__DATASET EXTRACT__
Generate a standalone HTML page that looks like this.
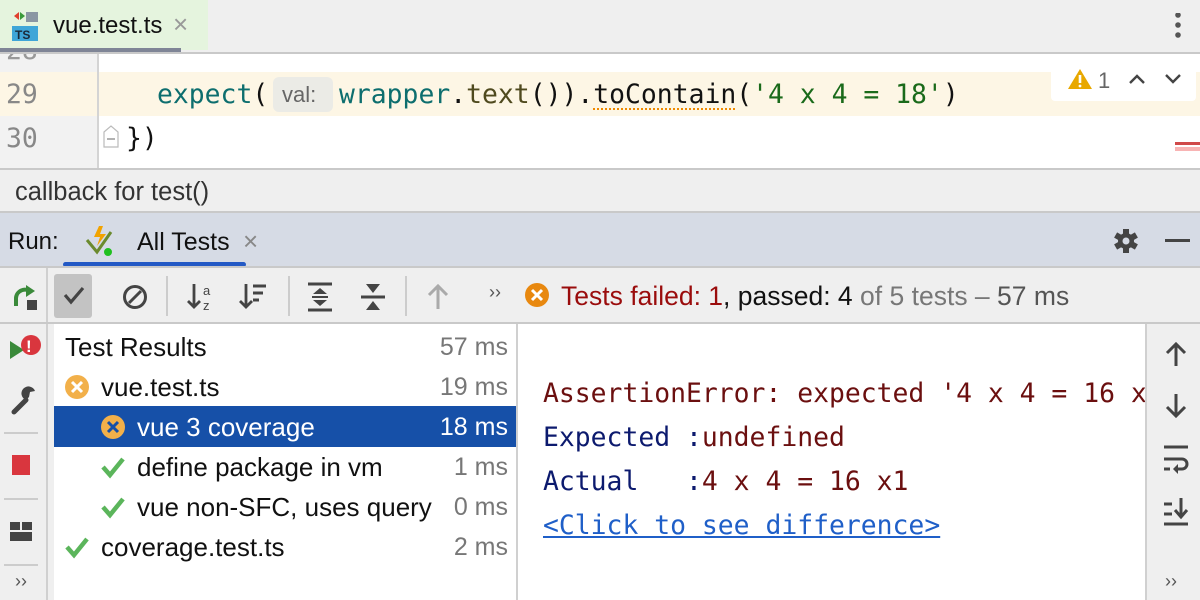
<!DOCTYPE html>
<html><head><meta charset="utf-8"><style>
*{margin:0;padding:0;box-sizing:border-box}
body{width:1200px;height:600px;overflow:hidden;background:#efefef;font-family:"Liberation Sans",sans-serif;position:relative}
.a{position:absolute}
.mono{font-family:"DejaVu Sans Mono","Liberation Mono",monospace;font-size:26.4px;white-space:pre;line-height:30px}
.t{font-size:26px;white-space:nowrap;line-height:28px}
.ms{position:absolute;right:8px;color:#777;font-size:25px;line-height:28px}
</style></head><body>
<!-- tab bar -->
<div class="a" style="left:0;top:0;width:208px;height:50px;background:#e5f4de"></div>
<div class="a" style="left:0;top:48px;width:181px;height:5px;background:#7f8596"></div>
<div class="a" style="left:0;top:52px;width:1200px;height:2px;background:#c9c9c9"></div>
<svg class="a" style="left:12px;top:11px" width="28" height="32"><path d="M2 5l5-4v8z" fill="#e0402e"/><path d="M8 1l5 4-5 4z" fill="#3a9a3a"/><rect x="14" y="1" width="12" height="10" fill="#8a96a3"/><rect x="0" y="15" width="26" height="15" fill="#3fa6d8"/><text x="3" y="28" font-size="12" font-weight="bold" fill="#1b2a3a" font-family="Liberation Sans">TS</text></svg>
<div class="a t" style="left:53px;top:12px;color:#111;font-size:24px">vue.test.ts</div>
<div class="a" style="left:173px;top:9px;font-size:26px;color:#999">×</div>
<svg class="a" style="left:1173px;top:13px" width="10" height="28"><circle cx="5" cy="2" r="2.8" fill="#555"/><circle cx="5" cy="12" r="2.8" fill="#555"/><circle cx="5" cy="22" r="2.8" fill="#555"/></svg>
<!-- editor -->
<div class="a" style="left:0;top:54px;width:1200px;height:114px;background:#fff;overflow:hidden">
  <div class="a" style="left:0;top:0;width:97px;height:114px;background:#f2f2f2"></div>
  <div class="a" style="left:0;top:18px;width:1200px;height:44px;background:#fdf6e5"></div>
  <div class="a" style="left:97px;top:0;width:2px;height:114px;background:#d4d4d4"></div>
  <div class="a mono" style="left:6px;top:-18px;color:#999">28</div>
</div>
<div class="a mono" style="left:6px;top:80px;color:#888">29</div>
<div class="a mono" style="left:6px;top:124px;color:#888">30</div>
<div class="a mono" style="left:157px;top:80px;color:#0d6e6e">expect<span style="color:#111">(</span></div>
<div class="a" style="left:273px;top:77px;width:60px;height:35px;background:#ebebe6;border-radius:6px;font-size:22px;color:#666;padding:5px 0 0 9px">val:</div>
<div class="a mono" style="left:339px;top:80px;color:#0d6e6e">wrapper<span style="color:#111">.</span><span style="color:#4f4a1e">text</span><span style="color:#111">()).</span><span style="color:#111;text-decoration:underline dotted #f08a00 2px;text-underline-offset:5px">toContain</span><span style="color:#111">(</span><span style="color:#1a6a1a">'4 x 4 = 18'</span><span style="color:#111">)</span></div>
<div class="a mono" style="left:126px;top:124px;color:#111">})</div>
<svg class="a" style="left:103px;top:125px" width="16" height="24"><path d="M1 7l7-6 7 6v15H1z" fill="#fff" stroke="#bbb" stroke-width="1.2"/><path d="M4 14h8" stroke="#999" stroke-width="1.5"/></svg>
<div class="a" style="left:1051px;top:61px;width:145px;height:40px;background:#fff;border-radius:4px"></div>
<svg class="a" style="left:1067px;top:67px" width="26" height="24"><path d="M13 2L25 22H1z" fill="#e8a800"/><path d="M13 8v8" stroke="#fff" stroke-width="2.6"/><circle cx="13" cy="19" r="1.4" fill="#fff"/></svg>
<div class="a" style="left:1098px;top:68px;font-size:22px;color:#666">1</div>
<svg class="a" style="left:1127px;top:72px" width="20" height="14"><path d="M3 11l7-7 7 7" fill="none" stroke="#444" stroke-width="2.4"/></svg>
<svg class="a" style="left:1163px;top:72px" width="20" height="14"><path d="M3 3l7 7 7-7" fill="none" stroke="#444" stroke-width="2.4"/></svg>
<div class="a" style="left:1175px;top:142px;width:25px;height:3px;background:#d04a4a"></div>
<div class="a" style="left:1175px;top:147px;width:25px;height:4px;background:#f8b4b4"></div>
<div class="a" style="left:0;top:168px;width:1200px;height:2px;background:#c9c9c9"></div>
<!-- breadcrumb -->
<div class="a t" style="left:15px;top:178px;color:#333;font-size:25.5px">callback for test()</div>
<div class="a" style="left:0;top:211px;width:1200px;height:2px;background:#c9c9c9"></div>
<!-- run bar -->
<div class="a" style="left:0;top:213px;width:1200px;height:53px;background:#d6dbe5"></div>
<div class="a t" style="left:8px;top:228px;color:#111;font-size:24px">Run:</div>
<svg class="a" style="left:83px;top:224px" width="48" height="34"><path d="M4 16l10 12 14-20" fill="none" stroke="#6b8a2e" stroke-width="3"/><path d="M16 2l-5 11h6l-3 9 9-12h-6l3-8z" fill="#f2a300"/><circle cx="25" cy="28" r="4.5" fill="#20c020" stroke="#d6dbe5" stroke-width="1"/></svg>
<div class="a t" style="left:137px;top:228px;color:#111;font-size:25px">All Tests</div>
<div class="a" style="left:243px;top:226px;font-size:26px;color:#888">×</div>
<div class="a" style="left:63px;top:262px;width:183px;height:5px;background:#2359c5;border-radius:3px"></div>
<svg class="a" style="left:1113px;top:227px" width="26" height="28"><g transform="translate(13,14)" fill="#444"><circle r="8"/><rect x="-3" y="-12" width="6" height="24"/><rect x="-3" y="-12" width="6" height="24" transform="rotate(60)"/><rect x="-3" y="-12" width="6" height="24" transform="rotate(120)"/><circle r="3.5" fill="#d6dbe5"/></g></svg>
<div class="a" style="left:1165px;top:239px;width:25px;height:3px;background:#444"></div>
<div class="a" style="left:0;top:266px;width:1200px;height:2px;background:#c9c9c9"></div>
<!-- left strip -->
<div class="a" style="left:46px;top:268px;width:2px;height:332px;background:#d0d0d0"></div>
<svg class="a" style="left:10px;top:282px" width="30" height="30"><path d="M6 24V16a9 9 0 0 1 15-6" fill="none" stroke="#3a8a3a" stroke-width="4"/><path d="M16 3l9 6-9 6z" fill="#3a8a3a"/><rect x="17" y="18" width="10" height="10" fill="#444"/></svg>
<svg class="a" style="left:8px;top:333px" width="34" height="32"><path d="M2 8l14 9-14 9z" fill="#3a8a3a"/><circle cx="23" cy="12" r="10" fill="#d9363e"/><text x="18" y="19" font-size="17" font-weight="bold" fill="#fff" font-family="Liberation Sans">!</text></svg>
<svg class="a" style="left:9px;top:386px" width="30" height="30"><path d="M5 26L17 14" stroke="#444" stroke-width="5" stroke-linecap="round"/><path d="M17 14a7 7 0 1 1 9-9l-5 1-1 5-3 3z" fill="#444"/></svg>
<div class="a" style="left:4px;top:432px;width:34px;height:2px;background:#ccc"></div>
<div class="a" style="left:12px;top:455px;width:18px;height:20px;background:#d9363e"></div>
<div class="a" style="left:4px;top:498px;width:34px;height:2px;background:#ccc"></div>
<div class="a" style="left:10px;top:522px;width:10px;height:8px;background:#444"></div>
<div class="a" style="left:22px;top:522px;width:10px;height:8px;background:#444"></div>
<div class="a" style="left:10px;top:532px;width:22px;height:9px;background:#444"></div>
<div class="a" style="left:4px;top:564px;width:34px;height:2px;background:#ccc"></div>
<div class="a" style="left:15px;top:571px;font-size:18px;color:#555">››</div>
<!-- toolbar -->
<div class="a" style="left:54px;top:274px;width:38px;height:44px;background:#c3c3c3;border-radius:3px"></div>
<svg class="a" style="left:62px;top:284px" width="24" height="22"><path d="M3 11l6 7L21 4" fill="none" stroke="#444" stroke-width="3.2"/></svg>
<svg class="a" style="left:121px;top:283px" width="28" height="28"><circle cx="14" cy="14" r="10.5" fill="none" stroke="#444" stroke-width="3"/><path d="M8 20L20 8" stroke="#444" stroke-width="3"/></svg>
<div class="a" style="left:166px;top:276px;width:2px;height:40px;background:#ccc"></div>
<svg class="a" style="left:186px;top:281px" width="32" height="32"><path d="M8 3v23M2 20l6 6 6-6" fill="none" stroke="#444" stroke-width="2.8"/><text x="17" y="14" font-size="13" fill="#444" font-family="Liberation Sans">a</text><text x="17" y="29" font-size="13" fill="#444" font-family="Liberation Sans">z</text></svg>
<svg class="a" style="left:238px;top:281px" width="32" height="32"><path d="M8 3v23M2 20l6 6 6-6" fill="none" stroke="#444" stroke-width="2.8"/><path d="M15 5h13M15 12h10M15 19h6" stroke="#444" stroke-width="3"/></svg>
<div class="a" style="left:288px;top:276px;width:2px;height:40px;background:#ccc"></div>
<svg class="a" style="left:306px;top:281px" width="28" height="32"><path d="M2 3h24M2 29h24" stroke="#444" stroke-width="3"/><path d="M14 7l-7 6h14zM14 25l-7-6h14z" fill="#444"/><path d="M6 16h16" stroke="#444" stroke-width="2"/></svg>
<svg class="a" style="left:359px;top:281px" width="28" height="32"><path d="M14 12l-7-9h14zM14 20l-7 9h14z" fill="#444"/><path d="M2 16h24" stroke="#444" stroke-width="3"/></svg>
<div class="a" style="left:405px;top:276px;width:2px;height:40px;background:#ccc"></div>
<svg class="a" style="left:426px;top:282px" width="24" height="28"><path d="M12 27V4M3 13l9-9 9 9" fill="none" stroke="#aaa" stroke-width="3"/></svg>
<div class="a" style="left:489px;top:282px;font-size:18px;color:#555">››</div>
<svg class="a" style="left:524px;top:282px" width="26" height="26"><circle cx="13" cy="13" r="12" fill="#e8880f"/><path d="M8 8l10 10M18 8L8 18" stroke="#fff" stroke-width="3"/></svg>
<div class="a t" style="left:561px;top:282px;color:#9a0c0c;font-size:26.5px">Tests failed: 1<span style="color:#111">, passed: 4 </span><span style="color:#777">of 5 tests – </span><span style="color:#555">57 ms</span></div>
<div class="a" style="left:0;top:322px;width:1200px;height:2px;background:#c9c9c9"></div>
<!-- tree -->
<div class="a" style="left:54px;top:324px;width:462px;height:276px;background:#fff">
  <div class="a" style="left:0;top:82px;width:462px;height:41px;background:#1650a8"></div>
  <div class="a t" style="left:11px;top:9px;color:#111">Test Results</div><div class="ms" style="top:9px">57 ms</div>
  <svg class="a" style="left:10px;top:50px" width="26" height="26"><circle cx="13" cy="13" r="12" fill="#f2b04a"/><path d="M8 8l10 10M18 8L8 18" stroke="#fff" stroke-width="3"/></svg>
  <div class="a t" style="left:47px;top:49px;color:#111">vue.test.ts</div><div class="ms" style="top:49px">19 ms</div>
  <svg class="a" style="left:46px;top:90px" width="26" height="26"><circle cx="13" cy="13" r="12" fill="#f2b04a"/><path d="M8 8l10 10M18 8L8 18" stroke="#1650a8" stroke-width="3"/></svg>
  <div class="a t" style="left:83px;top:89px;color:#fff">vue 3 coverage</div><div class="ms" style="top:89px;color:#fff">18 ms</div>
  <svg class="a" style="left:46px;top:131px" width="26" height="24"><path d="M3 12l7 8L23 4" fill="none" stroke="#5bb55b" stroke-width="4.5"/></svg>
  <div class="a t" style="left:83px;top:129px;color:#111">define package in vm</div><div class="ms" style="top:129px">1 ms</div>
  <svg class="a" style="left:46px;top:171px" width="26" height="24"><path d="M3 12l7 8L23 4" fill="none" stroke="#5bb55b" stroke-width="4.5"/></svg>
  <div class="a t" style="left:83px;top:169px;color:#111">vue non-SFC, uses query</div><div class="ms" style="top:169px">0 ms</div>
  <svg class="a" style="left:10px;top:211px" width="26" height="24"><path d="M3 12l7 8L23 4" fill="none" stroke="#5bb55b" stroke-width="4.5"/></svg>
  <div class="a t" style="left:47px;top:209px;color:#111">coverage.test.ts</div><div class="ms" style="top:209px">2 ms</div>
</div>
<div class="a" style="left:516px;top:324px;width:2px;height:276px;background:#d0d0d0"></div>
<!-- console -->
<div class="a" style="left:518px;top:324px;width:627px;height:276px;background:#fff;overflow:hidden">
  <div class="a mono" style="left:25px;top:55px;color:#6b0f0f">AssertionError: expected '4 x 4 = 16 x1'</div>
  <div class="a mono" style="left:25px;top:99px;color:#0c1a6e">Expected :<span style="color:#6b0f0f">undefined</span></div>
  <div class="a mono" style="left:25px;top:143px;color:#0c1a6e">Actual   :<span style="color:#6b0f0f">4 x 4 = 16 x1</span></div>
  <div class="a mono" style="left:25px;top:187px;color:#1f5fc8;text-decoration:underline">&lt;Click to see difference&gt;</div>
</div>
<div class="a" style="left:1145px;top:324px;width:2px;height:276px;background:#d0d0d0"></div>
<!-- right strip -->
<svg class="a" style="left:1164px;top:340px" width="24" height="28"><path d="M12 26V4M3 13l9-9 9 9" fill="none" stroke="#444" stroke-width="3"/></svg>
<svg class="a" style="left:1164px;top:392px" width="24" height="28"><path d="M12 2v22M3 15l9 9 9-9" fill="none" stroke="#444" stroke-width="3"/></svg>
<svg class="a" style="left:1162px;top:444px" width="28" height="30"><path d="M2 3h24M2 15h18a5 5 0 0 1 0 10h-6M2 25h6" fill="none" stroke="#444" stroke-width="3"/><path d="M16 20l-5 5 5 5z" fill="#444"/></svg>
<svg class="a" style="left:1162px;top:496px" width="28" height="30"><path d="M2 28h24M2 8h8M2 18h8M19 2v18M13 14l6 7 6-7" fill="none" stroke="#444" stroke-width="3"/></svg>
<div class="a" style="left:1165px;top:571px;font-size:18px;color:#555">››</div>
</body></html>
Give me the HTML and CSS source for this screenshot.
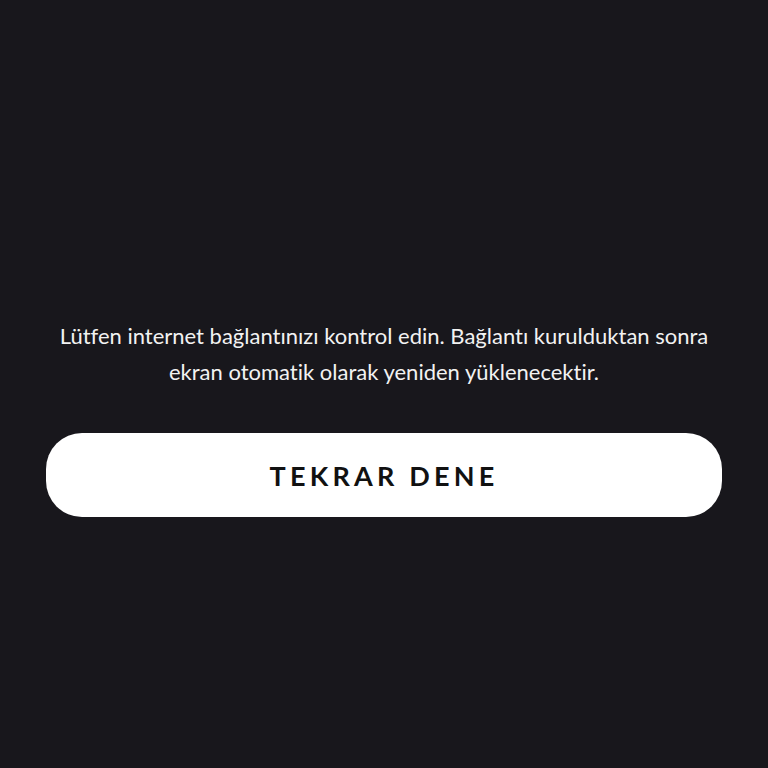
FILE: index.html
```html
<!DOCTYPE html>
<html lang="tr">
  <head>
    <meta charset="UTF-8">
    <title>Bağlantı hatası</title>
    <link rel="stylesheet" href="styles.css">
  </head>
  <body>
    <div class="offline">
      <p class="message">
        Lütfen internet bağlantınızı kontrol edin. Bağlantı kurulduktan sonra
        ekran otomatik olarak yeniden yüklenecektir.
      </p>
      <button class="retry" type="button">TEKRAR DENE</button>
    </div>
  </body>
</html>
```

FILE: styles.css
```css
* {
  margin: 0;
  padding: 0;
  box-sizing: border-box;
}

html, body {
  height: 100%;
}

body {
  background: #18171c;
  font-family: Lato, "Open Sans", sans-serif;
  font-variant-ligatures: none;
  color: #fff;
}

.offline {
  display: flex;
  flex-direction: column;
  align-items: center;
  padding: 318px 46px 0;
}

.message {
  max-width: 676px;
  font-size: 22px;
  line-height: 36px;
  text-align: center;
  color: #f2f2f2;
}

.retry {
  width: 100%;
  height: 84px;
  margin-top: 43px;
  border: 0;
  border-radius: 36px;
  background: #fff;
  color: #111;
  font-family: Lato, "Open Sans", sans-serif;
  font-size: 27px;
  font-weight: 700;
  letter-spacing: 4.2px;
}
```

__PROBLEM TO WORK ON__
State the count of lines in the data holding the word "this", adding nothing to it.

__OUTPUT BELOW__
2